▶ **WHAT YOU WILL DO**: Skip every picture and transcribe the remaining material exactly.

▶ **INFORMATION SUPPLIED**:
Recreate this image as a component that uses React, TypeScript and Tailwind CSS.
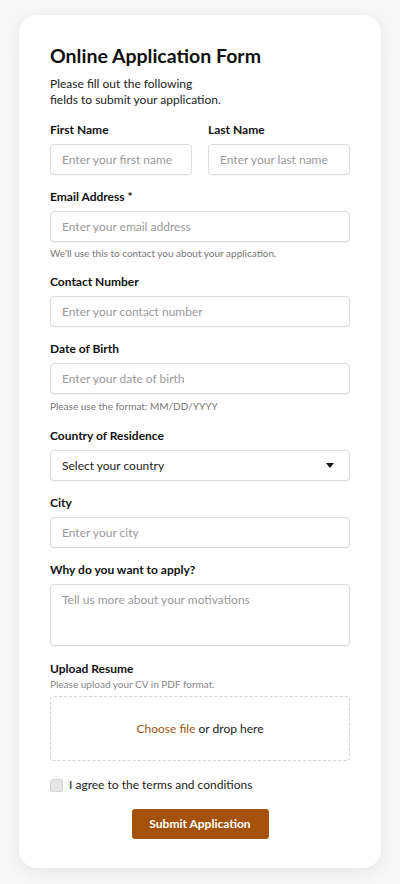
import React from "react";

const inputCls =
  "block w-full h-[31px] rounded-[4px] border border-[#dcdcdc] bg-white px-[11px] text-[12px] text-[#222] placeholder:text-[#9a9a9a] shadow-[0_1px_1px_rgba(0,0,0,0.04)] outline-none";

function Label({ children }: { children: React.ReactNode }) {
  return (
    <div className="text-[12px] leading-[16px] font-bold text-[#111] mb-[6px]">
      {children}
    </div>
  );
}

export default function App() {
  return (
    <div
      className="min-h-[884px] w-[400px] bg-[#f8f8f8] pt-[15px] px-[19px] pb-[16px]"
      style={{ fontFamily: "Lato, 'Noto Sans', sans-serif" }}
    >
      <div className="rounded-[18px] bg-white shadow-[0_4px_18px_rgba(0,0,0,0.08)] px-[31px] pt-[29px] pb-[29px]">
        <h1 className="text-[19.5px] leading-[24px] font-bold text-[#111]">
          Online Application Form
        </h1>
        <p className="mt-[8px] text-[12px] leading-[16px] text-[#222]">
          Please fill out the following
          <br />
          fields to submit your application.
        </p>

        <div className="mt-[14px] flex gap-[16px]">
          <div className="flex-1">
            <Label>First Name</Label>
            <input className={inputCls} placeholder="Enter your first name" />
          </div>
          <div className="flex-1">
            <Label>Last Name</Label>
            <input className={inputCls} placeholder="Enter your last name" />
          </div>
        </div>

        <div className="mt-[14px]">
          <Label>Email Address *</Label>
          <input className={inputCls} placeholder="Enter your email address" />
          <div className="mt-[4px] text-[10px] leading-[14px] text-[#777]">
            We'll use this to contact you about your application.
          </div>
        </div>

        <div className="mt-[14px]">
          <Label>Contact Number</Label>
          <input className={inputCls} placeholder="Enter your contact number" />
        </div>

        <div className="mt-[14px]">
          <Label>Date of Birth</Label>
          <input className={inputCls} placeholder="Enter your date of birth" />
          <div className="mt-[5px] text-[10px] leading-[14px] text-[#777]">
            Please use the format: MM/DD/YYYY
          </div>
        </div>

        <div className="mt-[15px]">
          <Label>Country of Residence</Label>
          <div className="flex h-[31px] items-center justify-between rounded-[4px] border border-[#dcdcdc] bg-white pl-[11px] pr-[15px] text-[12px] text-[#222] shadow-[0_1px_1px_rgba(0,0,0,0.04)]">
            <span>Select your country</span>
            <svg width="8" height="5" viewBox="0 0 8 5">
              <path d="M0 0 L8 0 L4 5 Z" fill="#111" />
            </svg>
          </div>
        </div>

        <div className="mt-[14px]">
          <Label>City</Label>
          <input className={inputCls} placeholder="Enter your city" />
        </div>

        <div className="mt-[14px]">
          <Label>Why do you want to apply?</Label>
          <textarea
            className="block w-full h-[62px] resize-none rounded-[4px] border border-[#dcdcdc] bg-white px-[11px] py-[7px] text-[12px] leading-[16px] text-[#222] placeholder:text-[#9a9a9a] shadow-[0_1px_1px_rgba(0,0,0,0.04)] outline-none"
            placeholder="Tell us more about your motivations"
          />
        </div>

        <div className="mt-[15px]">
          <div className="text-[12px] leading-[16px] font-bold text-[#111]">
            Upload Resume
          </div>
          <div className="text-[10px] leading-[14px] text-[#888]">
            Please upload your CV in PDF format.
          </div>
          <div className="mt-[5px] flex h-[65px] items-center justify-center rounded-[4px] border border-dashed border-[#d4d4d4] text-[12px] text-[#222]">
            <span>
              <span className="text-[#a0560f]">Choose file</span> or drop here
            </span>
          </div>
        </div>

        <div className="mt-[16px] flex items-center gap-[6px]">
          <span className="block h-[13px] w-[13px] rounded-[3px] border border-[#d0d0d0] bg-[#e6e6e6]" />
          <span className="text-[12px] leading-[16px] text-[#222]">
            I agree to the terms and conditions
          </span>
        </div>

        <div className="mt-[16px] flex justify-center">
          <button className="h-[30px] w-[137px] rounded-[3px] bg-[#a4520b] text-[12px] font-bold text-white">
            Submit Application
          </button>
        </div>
      </div>
    </div>
  );
}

▶ **REPLY TO THE TASK**:
Recreate this image as a component that uses React, TypeScript and Tailwind CSS.
import React from "react";

const inputCls =
  "block w-full h-[31px] rounded-[4px] border border-[#dcdcdc] bg-white px-[11px] text-[12px] text-[#222] placeholder:text-[#9a9a9a] shadow-[0_1px_1px_rgba(0,0,0,0.04)] outline-none";

function Label({ children }: { children: React.ReactNode }) {
  return (
    <div className="text-[12px] leading-[16px] font-bold text-[#111] mb-[6px]">
      {children}
    </div>
  );
}

export default function App() {
  return (
    <div
      className="min-h-[884px] w-[400px] bg-[#f8f8f8] pt-[15px] px-[19px] pb-[16px]"
      style={{ fontFamily: "Lato, 'Noto Sans', sans-serif" }}
    >
      <div className="rounded-[18px] bg-white shadow-[0_4px_18px_rgba(0,0,0,0.08)] px-[31px] pt-[29px] pb-[29px]">
        <h1 className="text-[19.5px] leading-[24px] font-bold text-[#111]">
          Online Application Form
        </h1>
        <p className="mt-[8px] text-[12px] leading-[16px] text-[#222]">
          Please fill out the following
          <br />
          fields to submit your application.
        </p>

        <div className="mt-[14px] flex gap-[16px]">
          <div className="flex-1">
            <Label>First Name</Label>
            <input className={inputCls} placeholder="Enter your first name" />
          </div>
          <div className="flex-1">
            <Label>Last Name</Label>
            <input className={inputCls} placeholder="Enter your last name" />
          </div>
        </div>

        <div className="mt-[14px]">
          <Label>Email Address *</Label>
          <input className={inputCls} placeholder="Enter your email address" />
          <div className="mt-[4px] text-[10px] leading-[14px] text-[#777]">
            We'll use this to contact you about your application.
          </div>
        </div>

        <div className="mt-[14px]">
          <Label>Contact Number</Label>
          <input className={inputCls} placeholder="Enter your contact number" />
        </div>

        <div className="mt-[14px]">
          <Label>Date of Birth</Label>
          <input className={inputCls} placeholder="Enter your date of birth" />
          <div className="mt-[5px] text-[10px] leading-[14px] text-[#777]">
            Please use the format: MM/DD/YYYY
          </div>
        </div>

        <div className="mt-[15px]">
          <Label>Country of Residence</Label>
          <div className="flex h-[31px] items-center justify-between rounded-[4px] border border-[#dcdcdc] bg-white pl-[11px] pr-[15px] text-[12px] text-[#222] shadow-[0_1px_1px_rgba(0,0,0,0.04)]">
            <span>Select your country</span>
            <svg width="8" height="5" viewBox="0 0 8 5">
              <path d="M0 0 L8 0 L4 5 Z" fill="#111" />
            </svg>
          </div>
        </div>

        <div className="mt-[14px]">
          <Label>City</Label>
          <input className={inputCls} placeholder="Enter your city" />
        </div>

        <div className="mt-[14px]">
          <Label>Why do you want to apply?</Label>
          <textarea
            className="block w-full h-[62px] resize-none rounded-[4px] border border-[#dcdcdc] bg-white px-[11px] py-[7px] text-[12px] leading-[16px] text-[#222] placeholder:text-[#9a9a9a] shadow-[0_1px_1px_rgba(0,0,0,0.04)] outline-none"
            placeholder="Tell us more about your motivations"
          />
        </div>

        <div className="mt-[15px]">
          <div className="text-[12px] leading-[16px] font-bold text-[#111]">
            Upload Resume
          </div>
          <div className="text-[10px] leading-[14px] text-[#888]">
            Please upload your CV in PDF format.
          </div>
          <div className="mt-[5px] flex h-[65px] items-center justify-center rounded-[4px] border border-dashed border-[#d4d4d4] text-[12px] text-[#222]">
            <span>
              <span className="text-[#a0560f]">Choose file</span> or drop here
            </span>
          </div>
        </div>

        <div className="mt-[16px] flex items-center gap-[6px]">
          <span className="block h-[13px] w-[13px] rounded-[3px] border border-[#d0d0d0] bg-[#e6e6e6]" />
          <span className="text-[12px] leading-[16px] text-[#222]">
            I agree to the terms and conditions
          </span>
        </div>

        <div className="mt-[16px] flex justify-center">
          <button className="h-[30px] w-[137px] rounded-[3px] bg-[#a4520b] text-[12px] font-bold text-white">
            Submit Application
          </button>
        </div>
      </div>
    </div>
  );
}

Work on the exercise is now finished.